After years of medical school and residency, there is still one thing the author is desperately trying to learn as a pediatrician - how to offer strength to her patients.

After years of medical school and residency, there is still one thing I am desperately trying to learn as a pediatrician. I can't find it in textbooks. It rarely comes up in conversation with colleagues. Google does not have much to say about it.

How can I offer my patients strength for each day?

You see, I work part-time-just 2 days a week. The rest of the week I am home with the kids. Some may say this suggests a lack of commitment to my career. I have grown tired of explaining myself, so I don't.

Which is why I ask over and over: How can I offer my patients strength for each day?

Because that is what families need. Strength to make ends meet. Strength to fight illness and also to let go. Strength to mend marriages and family life. Strength to simply be parents, day in, day out, without respite.

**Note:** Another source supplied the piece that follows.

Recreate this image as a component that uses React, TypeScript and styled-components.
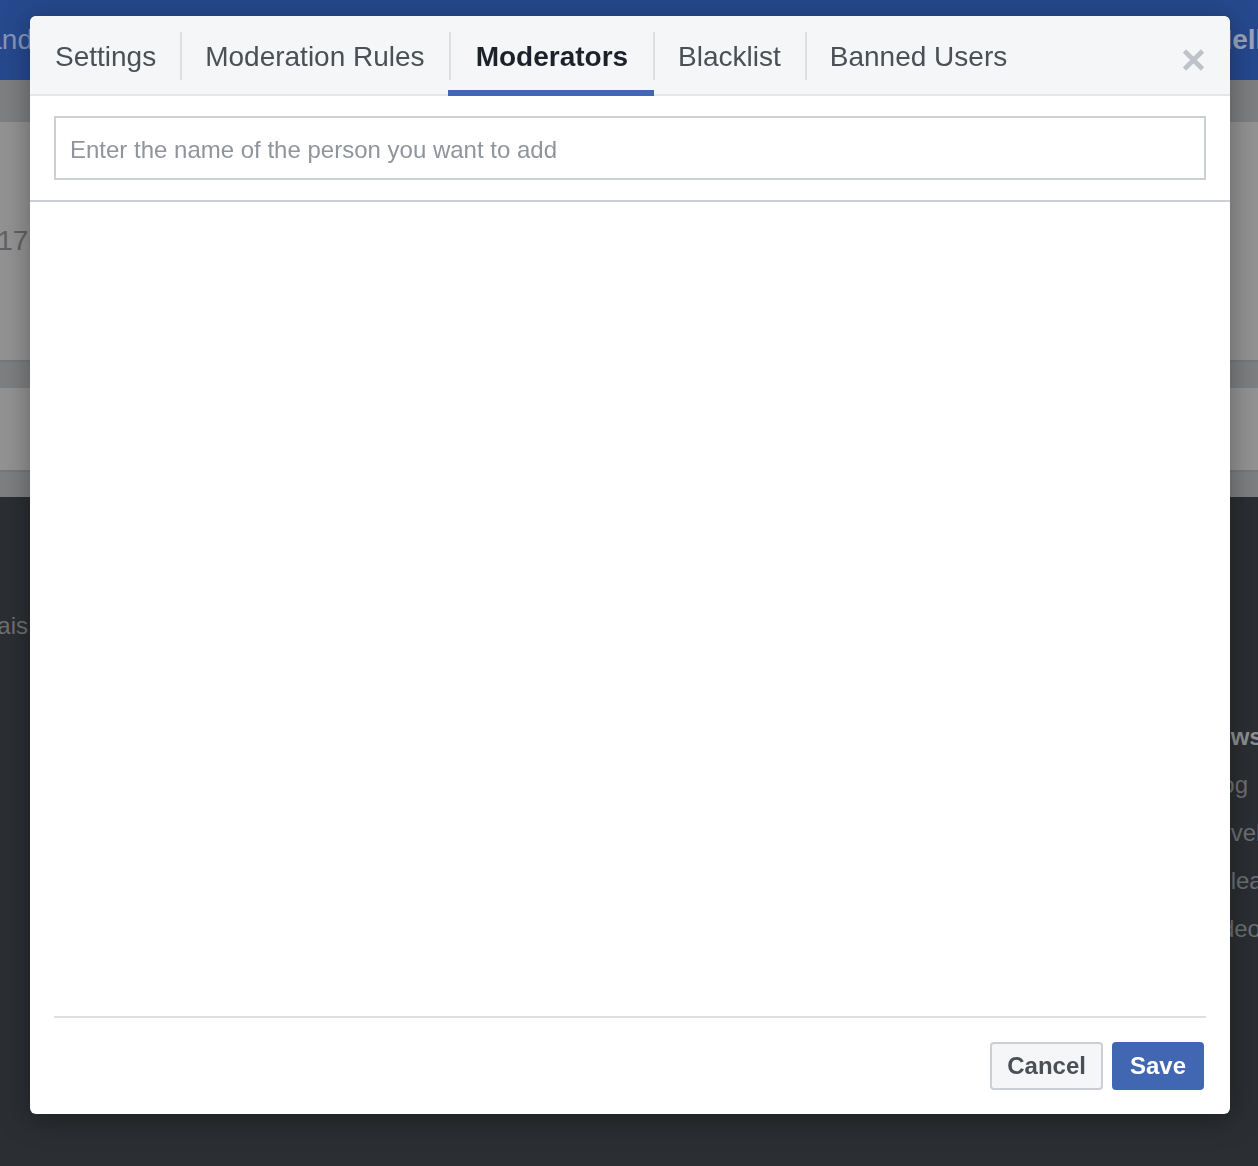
import React from "react";
import styled, { createGlobalStyle, css } from "styled-components";

const GlobalStyle = createGlobalStyle`
  html, body {
    margin: 0;
    padding: 0;
    overflow: hidden;
    background: #2b2e32;
  }
  body {
    font-family: "Liberation Sans", Arial, Helvetica, sans-serif;
    -webkit-font-smoothing: antialiased;
  }
  * { box-sizing: border-box; }
`;

const tabs = ["Settings", "Moderation Rules", "Moderators", "Blacklist", "Banned Users"];
const footerLinks = ["Blog", "Developers", "Release", "Video"];

/* ---------- dimmed page behind the dialog ---------- */

const Page = styled.div`
  width: 100%;
  min-height: 1166px;
  display: flex;
  flex-direction: column;
`;

const Row = styled.div<{ $height: number; $bg: string; $left?: number; $right?: number }>`
  height: ${(p) => p.$height}px;
  background: ${(p) => p.$bg};
  display: grid;
  grid-template-columns: ${(p) => p.$left ?? 40}px 1fr ${(p) => p.$right ?? 46}px;
  align-items: center;
  overflow: hidden;
`;

const LeftEdge = styled.div<{ $color: string }>`
  display: flex;
  justify-content: flex-end;
  white-space: nowrap;
  font-size: 28px;
  color: ${(p) => p.$color};
`;

const RightEdge = styled.div<{ $color: string; $bold?: boolean }>`
  white-space: nowrap;
  font-size: 28px;
  color: ${(p) => p.$color};
  font-weight: ${(p) => (p.$bold ? 700 : 400)};
`;

const Divider = styled.div`
  height: 2px;
  background: #77787a;
`;

const Footer = styled.div`
  flex: 1;
  background: #2b2e32;
  display: grid;
  grid-template-columns: 28px 1fr 58px;
  align-items: start;
  overflow: hidden;
`;

const FooterLeft = styled.div`
  display: flex;
  justify-content: flex-end;
  white-space: nowrap;
  margin-top: 115px;
  font-size: 24px;
  color: #6d7074;
`;

const FooterList = styled.ul`
  grid-column: 3;
  list-style: none;
  margin: 216px 0 0;
  padding: 0;
  display: flex;
  flex-direction: column;
  white-space: nowrap;
`;

const FooterItem = styled.li<{ $heading?: boolean }>`
  height: 48px;
  line-height: 48px;
  font-size: 24px;
  color: ${(p) => (p.$heading ? "#8d9094" : "#6d7074")};
  font-weight: ${(p) => (p.$heading ? 700 : 400)};
`;

/* ---------- dialog ---------- */

const Dialog = styled.div`
  position: fixed;
  top: 16px;
  left: 30px;
  width: 1200px;
  height: 1098px;
  background: #fff;
  border-radius: 6px;
  box-shadow: 0 4px 30px rgba(0, 0, 0, 0.35);
  display: flex;
  flex-direction: column;
  overflow: hidden;
`;

const Header = styled.div`
  height: 80px;
  flex: none;
  display: flex;
  align-items: stretch;
  background: #f5f6f7;
  border-bottom: 2px solid #e5e6e9;
  border-radius: 6px 6px 0 0;
`;

const Tab = styled.div<{ $active?: boolean; $first?: boolean }>`
  position: relative;
  display: flex;
  align-items: center;
  padding: 4px 24px 0 25px;
  font-size: 28px;
  color: #4b4f56;
  white-space: nowrap;
  ${(p) =>
    !p.$first &&
    css`
      &::before {
        content: "";
        position: absolute;
        left: 0;
        top: 16px;
        height: 48px;
        width: 2px;
        background: #dddfe2;
      }
    `}
  ${(p) =>
    p.$active &&
    css`
      padding: 4px 25px 0 27px;
      font-weight: 700;
      color: #1d2129;
      &::after {
        content: "";
        position: absolute;
        left: -1px;
        right: -1px;
        bottom: -2px;
        height: 6px;
        background: #4267b2;
      }
    `}
`;

const CloseButton = styled.button`
  margin: 33px 25px 0 auto;
  align-self: flex-start;
  width: 23px;
  height: 22px;
  padding: 0;
  border: 0;
  background: none;
  display: flex;
  cursor: pointer;
`;

const SearchArea = styled.div`
  flex: none;
  padding: 20px 24px;
  border-bottom: 2px solid #ccd0d5;
`;

const SearchInput = styled.input`
  width: 100%;
  height: 64px;
  border: 2px solid #ccd0d5;
  padding: 4px 14px 0;
  font-family: inherit;
  font-size: 24px;
  color: #1d2129;
  outline: none;
  &::placeholder {
    color: #90949c;
  }
`;

const Body = styled.div`
  flex: 1;
`;

const Footerbar = styled.div`
  flex: none;
  margin: 0 24px;
  padding: 24px 2px 24px 0;
  border-top: 2px solid #dddfe2;
  display: flex;
  justify-content: flex-end;
  gap: 9px;
`;

const Button = styled.button<{ $primary?: boolean }>`
  height: 48px;
  padding: 0 ${(p) => (p.$primary ? 16 : 15)}px;
  border-radius: 4px;
  font-family: inherit;
  font-size: 24px;
  font-weight: 700;
  cursor: pointer;
  border: 2px solid ${(p) => (p.$primary ? "#4267b2" : "#ccd0d5")};
  background: ${(p) => (p.$primary ? "#4267b2" : "#f5f6f7")};
  color: ${(p) => (p.$primary ? "#fff" : "#4b4f56")};
`;

const CloseIcon = () => (
  <svg width="23" height="22" viewBox="0 0 23 22">
    <path d="M2.5 2 L20.5 20 M20.5 2 L2.5 20" stroke="#bec2c9" strokeWidth="4.6" />
  </svg>
);

export default function App() {
  return (
    <>
      <GlobalStyle />
      <Page>
        <Row $height={80} $bg="#26498f" $left={33}>
          <LeftEdge $color="#8796b8">Brand</LeftEdge>
          <span />
          <RightEdge $color="#9aa5bd" $bold>
            Hello
          </RightEdge>
        </Row>
        <Row $height={42} $bg="#7e7f81" />
        <Row $height={238} $bg="#939393" $left={44}>
          <LeftEdge $color="#626264">5176</LeftEdge>
        </Row>
        <Divider />
        <Row $height={26} $bg="#7e7f81" />
        <Row $height={82} $bg="#939393" />
        <Divider />
        <Row $height={25} $bg="#7e7f81" />
        <Footer>
          <FooterLeft>Français</FooterLeft>
          <FooterList>
            <FooterItem $heading>News</FooterItem>
            {footerLinks.map((l) => (
              <FooterItem key={l}>{l}</FooterItem>
            ))}
          </FooterList>
        </Footer>
      </Page>

      <Dialog role="dialog">
        <Header>
          {tabs.map((t, i) => (
            <Tab key={t} $first={i === 0} $active={t === "Moderators"}>
              {t}
            </Tab>
          ))}
          <CloseButton aria-label="Close">
            <CloseIcon />
          </CloseButton>
        </Header>
        <SearchArea>
          <SearchInput placeholder="Enter the name of the person you want to add" />
        </SearchArea>
        <Body />
        <Footerbar>
          <Button>Cancel</Button>
          <Button $primary>Save</Button>
        </Footerbar>
      </Dialog>
    </>
  );
}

Knowledge and diagnostic skills are critical in medical care. But more often than not, it is the daily battles and smaller blips of life that wear down a family and destroy its heart. Unlike the portrayals in House or ER, there is no adrenaline rush of a brilliant diagnosis and lifesaving feat. Just fatigue, worry, stress, hopelessness, and the palpable discomfort of not having easy answers.

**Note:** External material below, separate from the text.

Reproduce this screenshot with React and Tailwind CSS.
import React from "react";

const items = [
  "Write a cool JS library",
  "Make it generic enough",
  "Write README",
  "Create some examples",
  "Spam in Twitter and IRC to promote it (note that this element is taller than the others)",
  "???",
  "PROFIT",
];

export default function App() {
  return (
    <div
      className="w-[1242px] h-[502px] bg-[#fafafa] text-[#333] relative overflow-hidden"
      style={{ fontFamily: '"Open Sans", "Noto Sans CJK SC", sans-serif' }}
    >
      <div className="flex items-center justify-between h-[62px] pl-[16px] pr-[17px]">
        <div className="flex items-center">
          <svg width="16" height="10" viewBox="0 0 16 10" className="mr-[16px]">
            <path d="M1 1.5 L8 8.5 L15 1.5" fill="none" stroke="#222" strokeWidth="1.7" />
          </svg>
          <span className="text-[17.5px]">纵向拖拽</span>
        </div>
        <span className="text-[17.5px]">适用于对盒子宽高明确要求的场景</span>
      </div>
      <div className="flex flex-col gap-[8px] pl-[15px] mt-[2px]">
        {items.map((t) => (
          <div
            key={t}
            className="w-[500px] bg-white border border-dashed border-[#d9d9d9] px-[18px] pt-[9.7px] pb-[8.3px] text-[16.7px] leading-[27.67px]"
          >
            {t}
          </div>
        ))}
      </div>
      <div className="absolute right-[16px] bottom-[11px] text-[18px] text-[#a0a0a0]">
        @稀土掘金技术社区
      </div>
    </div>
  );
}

I wish I could write a prescription to cure poverty. I wish I could test and treat for injustice. I wish I could put in a referral for opportunity and just another chance.

Instead, I write prescriptions for medications. I offer advice. I give bad news. Sometimes good news. I give hugs and handshakes. An occasional hand on the shoulder. I try to be as genuine as possible in that short 10 or 15 minutes I have with a family.

Our community health center closes at 5:30 PM. I grab my things and rush home just in time for the lunacy of dinner with 2 toddlers bouncing off the walls and pasta thrown all over the kitchen floor. Then it's water all over the bathroom floor as they splash around in the tub. Then it's me dozing off during bedtime stories. And then, with relief, all is quiet.

As I lay in bed, I contemplate the day. Patients come to mind. I feel both guilt and gratitude for the immense blessing of my children's health. Dissatisfaction lingers with still having no answer to how I can offer strength for the things my patients have to face.

I think about the little details that aren't in the patient's chart. The exhaustion on a mom's face. The fear in a young girl's eyes when I tried to explain what renal failure means. The tears and self-hatred visible on the face of a teenager who already weighs 500 pounds. The flat disconnect between a mother and her very difficult special needs child, because the journey has just been too much.

The fact is, some of my patients already do have incredible strength. I am in awe of them. But even the seemingly strong have a breaking point. At those times, I wish I could offer more, but I don't know what.

In the meantime, I pray. People balk at the idea of prayer. Prayer is for the weak. But you know what, I am weak. Recognizing our weaknesses brings about a different kind of strength and perspective. So I pray my heart out, because that is what my heart knows how to do. I pray for my patients and their families. I pray for myself and my role as both mother and pediatrician. I pray because there is a realm of living that scientific medicine simply does not touch.